Figure 4. Function block and topologies of a HV DCDC/OBC

 

However, developing an HV DCDC is not just about semiconductors. With growing production volumes, new platform concepts, and flexible vehicle configurations, engineers must also consider manufacturability, repairability, sustainability and recyclability. Infineon's complete and complementary chipsets for HV-DCDC applications come in handy here, as they have been designed with such applications in mind. Developers thus have a semiconductor one-stop store at their disposal, offering them all the components they need and allowing them to focus entirely on application capabilities. This enables them to bring their differentiated, powerful, and efficient application solution to market as quickly as possible.

But developers must also consider the integration of the electric vehicle into the overall charging infrastructure and the power grid. And other questions must not be ignored either: Is enough green electricity being produced and is it available? Will the electric vehicle be charged with alternating current or with fast direct current? How can the electric vehicle be part of the power grid in a V2X scenario? Might the vehicle even be a mobile energy bank, storing valuable energy that can be fed into the grid when needed? All these considerations can change the usage profiles of vehicles and applications. However, they also enable new use cases and business models. Depending on the application, different components are needed for implementation: A vehicle that is charged via a DC wall box requires different components than a vehicle designed for AC charging stations (Fig. 5). This makes it even more important for a developer to have a supplier with a broad portfolio that considers many different industries and application scenarios.

Click image to enlarge

Figure 5. There are different approaches for the implementation for EV charging solutions. Infineon offers solutions for all of them from a single source

 

Future challenges

Looking ahead, these developments open the door for the next generation of vehicles and applications (Fig 6.). Soon, for example, efficiency optimized OBCs could be air-cooled which allows for more flexibility in vehicle integration and reduces the cost for liquid cooling. The use of 400 V batteries could even eliminate some DCDC applications entirely, including a DCDC boost from 400 V to 800 V.

Click image to enlarge

Figure 6.Further development of drivetrain architectures

 

With HV-to-12-V DCDC, even a 12-V supply is possible. This raises the question of whether a special 12 V battery will be necessary at all in the future. An important point, because the 12 V battery used today is generally a lead-acid battery. Although the use of lead is currently still covered by an exemption in the RoHS and ELV (End of Life Policy) guidelines for vehicles, these must be reviewed every few years. So, the exemption might expire sooner or later. By then at the latest, the lead-acid battery would have to be replaced with a Li-ion battery, which would lead to additional costs. For this reason, there are considerations to simply remove the 12 V battery altogether. However, this requires a completely new drivetrain and network concept. Think, for example, of critical functions such as the brake-by-wire or steer-by-wire application. Their operation must not be compromised under any circumstances. Redundancy is therefore urgently required, from the power source to the load, including the two main batteries, redundant HV-12V DCDC, HV load path. This allows the drivetrain to operate reliably without a 12V battery and continue to enable ADAS and by-wire functions. At the same time, weight and space requirements are reduced, which in turn improves vehicle efficiency. In addition, scalable vehicle platforms can be realized that address both affordable market segments and high-performance vehicles. 

New battery concepts

Now that we have looked at vehicles with two batteries and potential added value, why not think a little further? How about dividing the main battery into even smaller segments, such as multiple 12 V modules? On the load side, the high voltage would be generated by connecting the battery modules in series in 12 V increments upward. This approach would eliminate the need for special DCDC converters since the desired voltage would be provided directly by the battery itself. However, this would require intelligent battery management to ensure that all modules are charged and discharged evenly.

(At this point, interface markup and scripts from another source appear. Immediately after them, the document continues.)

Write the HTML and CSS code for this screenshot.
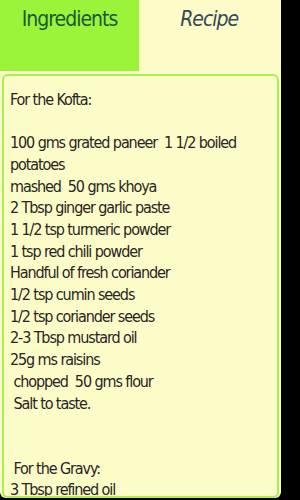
FILE: index.html
```html
<!DOCTYPE html>
<html lang="en">
<head>
  <meta charset="UTF-8" />
  <meta name="viewport" content="width=device-width, initial-scale=1.0"/>
  <title>Malai Kofta</title>
  <link rel="stylesheet" href="styles.css">
</head>
<body>

  <div class="pantalla">
    <!-- pestañas -->
    <div class="pestanas">
      <div class="pestana activa">Ingredients</div>
      <div class="pestana">Recipe</div>
    </div>

    <!-- ingredientes -->
    <div class="panel">
      <div class="texto">For the Kofta:

100 gms grated paneer  1 1/2 boiled potatoes
mashed  50 gms khoya
2 Tbsp ginger garlic paste
1 1/2 tsp turmeric powder
1 tsp red chili powder
Handful of fresh coriander
1/2 tsp cumin seeds
1/2 tsp coriander seeds
2-3 Tbsp mustard oil
25g ms raisins
 chopped  50 gms flour
 Salt to taste.


 For the Gravy:
3 Tbsp refined oil</div>
    </div>
  </div>

</body>
</html>
```

FILE: styles.css
```css
* { margin: 0; padding: 0; box-sizing: border-box; }

body {
  background: #000;
  width: 300px;
  height: 500px;
  overflow: hidden;
}

.pantalla {
  width: 281px;
  height: 498px;
  background: #fcfcc9;
  border-radius: 0 0 6px 6px;
  overflow: hidden;
  display: flex;
  flex-direction: column;
}

.pestanas {
  display: flex;
  height: 74px;
}

.pestana {
  width: 50%;
  text-align: center;
  padding-top: 7px;
  font-family: "DejaVu Sans Condensed", sans-serif;
  font-size: 21px;
  letter-spacing: -1px;
  font-style: italic;
  color: #34495a;
  background: #fdfcc8;
}

.pestana.activa {
  width: 139px;
  background: #9cf43a;
  color: #175a36;
  font-style: normal;
}

.panel {
  flex-grow: 1;
  margin: 3px 2px 0 2px;
  background: #fbfcc8;
  border: 2px solid #a8ef55;
  border-radius: 6px;
  overflow: hidden;
  padding: 13px 6px;
}

.texto {
  white-space: pre-wrap;
  font-family: "DejaVu Sans Condensed", sans-serif;
  font-size: 16px;
  letter-spacing: -1.1px;
  line-height: 21.7px;
  color: #2a2424;
}
```
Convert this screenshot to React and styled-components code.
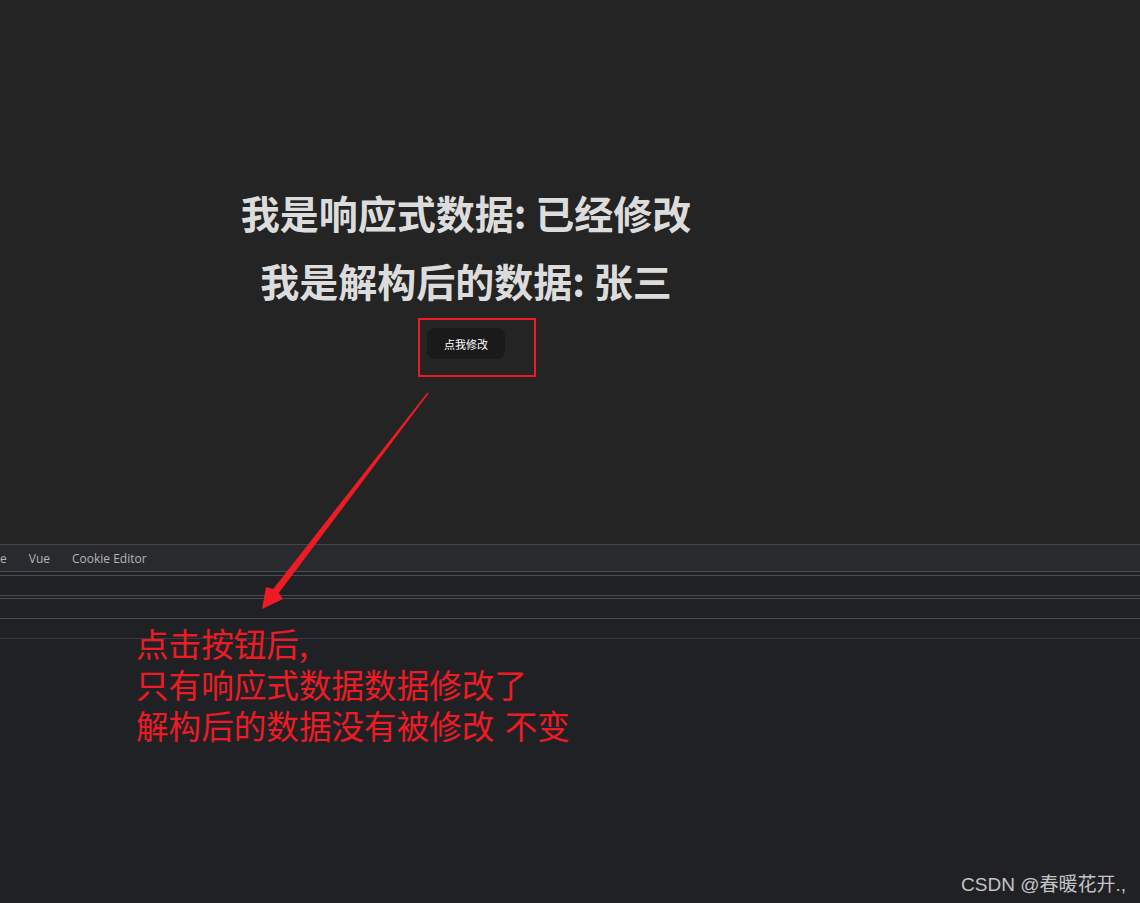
import styled, { createGlobalStyle } from "styled-components";

const Global = createGlobalStyle`
    html, body {
        margin: 0;
        padding: 0;
        background: #202124;
    }
`;

const Page = styled.div`
    position: relative;
    width: 1140px;
    height: 903px;
    overflow: hidden;
    display: flex;
    flex-direction: column;
    background: #202124;
`;

const Preview = styled.div`
    height: 544px;
    background: #242424;
    display: flex;
`;

const Content = styled.div`
    width: 932px;
    padding-top: 178px;
    display: flex;
    flex-direction: column;
    align-items: center;
`;

const Heading = styled.h1`
    margin: 0;
    font-family: "Noto Sans CJK SC", "Noto Sans", sans-serif;
    font-size: 39px;
    font-weight: 700;
    line-height: 68px;
    color: rgba(255, 255, 255, 0.87);
    white-space: nowrap;
`;

const ButtonWrap = styled.div`
    position: relative;
    margin-top: 14px;
`;

const Button = styled.button`
    display: block;
    width: 78px;
    height: 31px;
    border: 1px solid transparent;
    border-radius: 8px;
    background: #1a1a1a;
    color: #fff;
    font-family: "Noto Sans CJK SC", sans-serif;
    font-size: 11px;
    padding: 0;
    cursor: pointer;
`;

const MarkBox = styled.div`
    position: absolute;
    left: -9px;
    top: -10px;
    width: 114px;
    height: 55px;
    border: 2px solid #ed1c24;
    pointer-events: none;
`;

const Devtools = styled.div`
    flex: 1;
    display: flex;
    flex-direction: column;
    border-top: 1px solid #45464a;
`;

const Toolbar = styled.div`
    height: 26px;
    display: flex;
    align-items: center;
    gap: 22px;
    padding-left: 0;
    background: #292a2d;
    border-bottom: 1px solid #4a4b4f;
`;

const Tab = styled.span`
    font-family: "Open Sans", "Noto Sans", sans-serif;
    font-size: 12px;
    color: #b4b5b8;
`;

const Bar = styled.div`
    height: ${(p) => p.$h}px;
    margin-top: ${(p) => p.$gap || 0}px;
    border-top: ${(p) => (p.$top ? "1px solid #4a4b4f" : "none")};
    border-bottom: 1px solid ${(p) => p.$line || "#4a4b4f"};
`;

const Note = styled.div`
    position: absolute;
    left: 136px;
    top: 622px;
    font-family: "Noto Sans CJK SC", sans-serif;
    font-size: 32.6px;
    line-height: 41px;
    word-spacing: 3px;
    color: #ed1c24;
    white-space: pre;
`;

const Watermark = styled.div`
    position: absolute;
    right: 14px;
    bottom: 7px;
    font-family: "Liberation Sans", "Noto Sans CJK SC", sans-serif;
    font-size: 19px;
    color: #c4c4c4;
`;

const Overlay = styled.svg`
    position: absolute;
    left: 0;
    top: 0;
    pointer-events: none;
`;

const App = () => {
    return (
        <Page>
            <Global />
            <Preview>
                <Content>
                    <Heading>我是响应式数据: 已经修改</Heading>
                    <Heading>我是解构后的数据: 张三</Heading>
                    <ButtonWrap>
                        <Button>点我修改</Button>
                        <MarkBox />
                    </ButtonWrap>
                </Content>
            </Preview>
            <Devtools>
                <Toolbar>
                    <Tab>e</Tab>
                    <Tab>Vue</Tab>
                    <Tab>Cookie Editor</Tab>
                </Toolbar>
                <Bar $h={19} $gap={3} $top />
                <Bar $h={19} $gap={2} $top />
                <Bar $h={19} $line="#3a3b3e" />
            </Devtools>
            <Note>{"点击按钮后,\n只有响应式数据数据修改了\n解构后的数据没有被修改 不变"}</Note>
            <Watermark>CSDN @春暖花开.,</Watermark>
            <Overlay width="1140" height="903" viewBox="0 0 1140 903">
                <polygon
                    fill="#ed1c24"
                    points="427.4,392.5 273.2,588.9 266,587 262,609 283,599 278.8,593.1 428.6,393.5"
                />
            </Overlay>
        </Page>
    );
};

export default App;
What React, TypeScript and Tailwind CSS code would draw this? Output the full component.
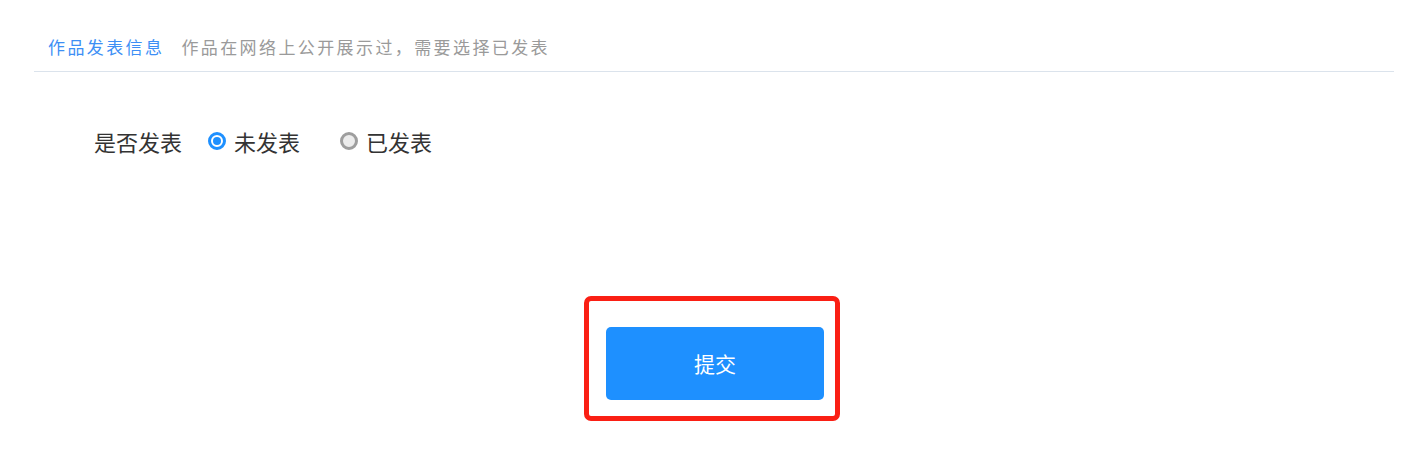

In addition, the battery could generate not only direct current but also alternating current via fast semiconductor switches, for example to operate the traction motor directly. With this setup, a dedicated inverter can be eliminated. With a charge that can be easily adapted to the existing charging voltage, an ACDC converter would also be unnecessary. In such a multi-string battery, redundancy is already included, and scalability is readily available.